▽

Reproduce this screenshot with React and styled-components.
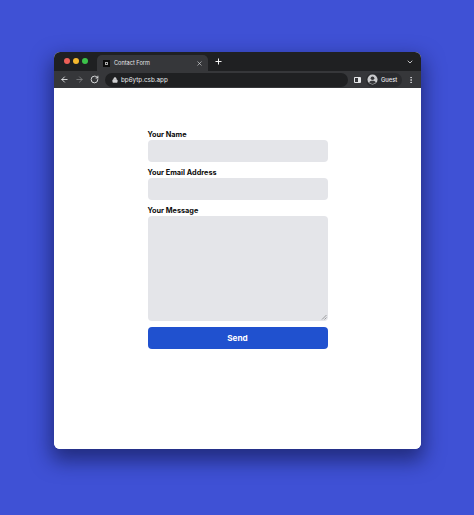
import React from 'react';
import styled, { createGlobalStyle } from 'styled-components';
import { ArrowLeft, ArrowRight, RotateCw, Lock, X, Plus, ChevronDown, EllipsisVertical } from 'lucide-react';

const Global = createGlobalStyle`
  html, body {
    margin: 0;
    padding: 0;
    height: 515px;
    overflow: hidden;
    background: #3f51d5;
    font-family: Inter, "Liberation Sans", sans-serif;
  }
`;

const Page = styled.div`
  width: 474px;
  height: 515px;
  padding: 52px 53px 0 54px;
  box-sizing: border-box;
  background: #3f51d5;
`;

const Window = styled.div`
  height: 397px;
  display: flex;
  flex-direction: column;
  border-radius: 6px;
  overflow: hidden;
  background: #fff;
  box-shadow: 0 9px 20px 3px rgba(15, 20, 70, 0.6);
`;

const TabStrip = styled.div`
  height: 19px;
  flex: none;
  display: flex;
  align-items: flex-end;
  padding: 0 7px;
  background: #1f2022;
  box-sizing: border-box;
`;

const Lights = styled.div`
  display: flex;
  gap: 3px;
  align-self: center;
  padding: 0 0 1px 3px;
  width: 36px;
  box-sizing: border-box;
`;

const Light = styled.span`
  width: 6px;
  height: 6px;
  border-radius: 50%;
  background: ${p => p.$color};
`;

const Tab = styled.div`
  width: 111px;
  height: 16px;
  display: flex;
  align-items: center;
  padding: 0 5px 0 6px;
  box-sizing: border-box;
  border-radius: 5px 5px 0 0;
  background: #36373a;
  color: #e4e5e7;
  font-size: 5.6px;
`;

const Favicon = styled.span`
  width: 7px;
  height: 7px;
  margin-right: 4px;
  flex: none;
  background: #0c0c0c;
  display: flex;
  align-items: center;
  justify-content: center;
  &::after {
    content: '';
    width: 3px;
    height: 3px;
    border: 0.7px solid #aaa;
    box-sizing: border-box;
  }
`;

const TabTitle = styled.span`
  flex: 1;
`;

const NewTab = styled.span`
  display: flex;
  align-self: center;
  margin-left: 6px;
  flex: 1;
  color: #fff;
`;

const Toolbar = styled.div`
  height: 17px;
  flex: none;
  display: flex;
  align-items: center;
  padding: 0 6px;
  box-sizing: border-box;
  background: #36373a;
`;

const NavButtons = styled.div`
  display: flex;
  gap: 6px;
  margin-right: 6px;
`;

const Address = styled.div`
  flex: none;
  width: 243px;
  height: 14px;
  display: flex;
  align-items: center;
  gap: 3px;
  padding-left: 7px;
  box-sizing: border-box;
  border-radius: 7px;
  background: #1f2022;
  color: #e8e9eb;
  font-size: 6.3px;
`;

const SidePanelIcon = styled.span`
  flex: none;
  width: 7px;
  height: 6px;
  margin: 0 5px 0 6px;
  box-sizing: border-box;
  border: 1px solid #e4e5e7;
  border-right-width: 3px;
  border-radius: 1px;
`;

const Profile = styled.div`
  flex: none;
  display: flex;
  align-items: center;
  gap: 3px;
  width: 36px;
  height: 14px;
  padding-left: 1px;
  box-sizing: border-box;
  border-radius: 7px;
  background: #2a2b2e;
  color: #e8e9eb;
  font-size: 5.8px;
  font-weight: 500;
`;

const Content = styled.main`
  flex: 1;
  display: flex;
  justify-content: center;
  padding-top: 41px;
  background: #fff;
`;

const Form = styled.form`
  width: 180px;
  display: flex;
  flex-direction: column;
`;

const Label = styled.label`
  display: block;
  height: 11px;
  line-height: 12px;
  font-size: 7.3px;
  font-weight: 700;
  color: #0a0a0a;
`;

const Field = styled.div`
  margin-bottom: 5px;
`;

const Input = styled.input`
  display: block;
  width: 100%;
  height: 22px;
  padding: 0;
  border: 0;
  border-radius: 4px;
  background: #e4e5e9;
`;

const MessageBox = styled.div`
  position: relative;
  height: 105px;
  border-radius: 4px;
  background: #e4e5e9;
`;

const Grip = styled.svg`
  position: absolute;
  right: 1px;
  bottom: 1px;
`;

const SendButton = styled.button`
  height: 22px;
  margin-top: 1px;
  border: 0;
  border-radius: 4px;
  background: #2051cf;
  color: #fff;
  font-family: inherit;
  font-size: 8.2px;
  font-weight: 700;
`;

export default function App() {
  return (
    <Page>
      <Global />
      <Window>
        <TabStrip>
          <Lights>
            <Light $color="#ed5f57" />
            <Light $color="#f5b82e" />
            <Light $color="#3cc24a" />
          </Lights>
          <Tab>
            <Favicon />
            <TabTitle>Contact Form</TabTitle>
            <X size={7} color="#e4e5e7" strokeWidth={2} />
          </Tab>
          <NewTab><Plus size={9} strokeWidth={2.5} /></NewTab>
          <ChevronDown size={8} color="#e4e5e7" strokeWidth={2.5} style={{ alignSelf: 'center' }} />
        </TabStrip>
        <Toolbar>
          <NavButtons>
            <ArrowLeft size={9} color="#e4e5e7" strokeWidth={2.4} />
            <ArrowRight size={9} color="#7d7e80" strokeWidth={2.4} />
            <RotateCw size={9} color="#e4e5e7" strokeWidth={2.4} />
          </NavButtons>
          <Address>
            <Lock size={6} color="#d0d1d3" fill="#d0d1d3" strokeWidth={2} />
            bp6ytp.csb.app
          </Address>
          <SidePanelIcon />
          <Profile>
            <svg width="11" height="11" viewBox="0 0 12 12">
              <circle cx="6" cy="6" r="5.5" fill="#c9cacc" />
              <circle cx="6" cy="4.6" r="2" fill="#36373a" />
              <path d="M2.4 9.2C3.2 7.8 4.6 7.4 6 7.4s2.8.4 3.6 1.8A4.6 4.6 0 0 1 6 10.8a4.6 4.6 0 0 1-3.6-1.6z" fill="#36373a" />
            </svg>
            Guest
          </Profile>
          <EllipsisVertical size={8} color="#e4e5e7" strokeWidth={2.5} style={{ marginLeft: 5, flex: 'none' }} />
        </Toolbar>
        <Content>
          <Form onSubmit={e => e.preventDefault()}>
            <Field>
              <Label>Your Name</Label>
              <Input type="text" />
            </Field>
            <Field>
              <Label>Your Email Address</Label>
              <Input type="email" />
            </Field>
            <Field>
              <Label>Your Message</Label>
              <MessageBox>
                <Grip width="6" height="6" viewBox="0 0 6 6">
                  <path d="M5.5 1 1 5.5M5.5 3.5 3.5 5.5" stroke="#7c7d80" strokeWidth="0.7" fill="none" />
                </Grip>
              </MessageBox>
            </Field>
            <SendButton type="submit">Send</SendButton>
          </Form>
        </Content>
      </Window>
    </Page>
  );
}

△

## Task to complete
Find the lines that include the string "components", then copy each of them.

## Answer to this task
Reproduce this screenshot with React and styled-components.
import styled, { createGlobalStyle } from 'styled-components';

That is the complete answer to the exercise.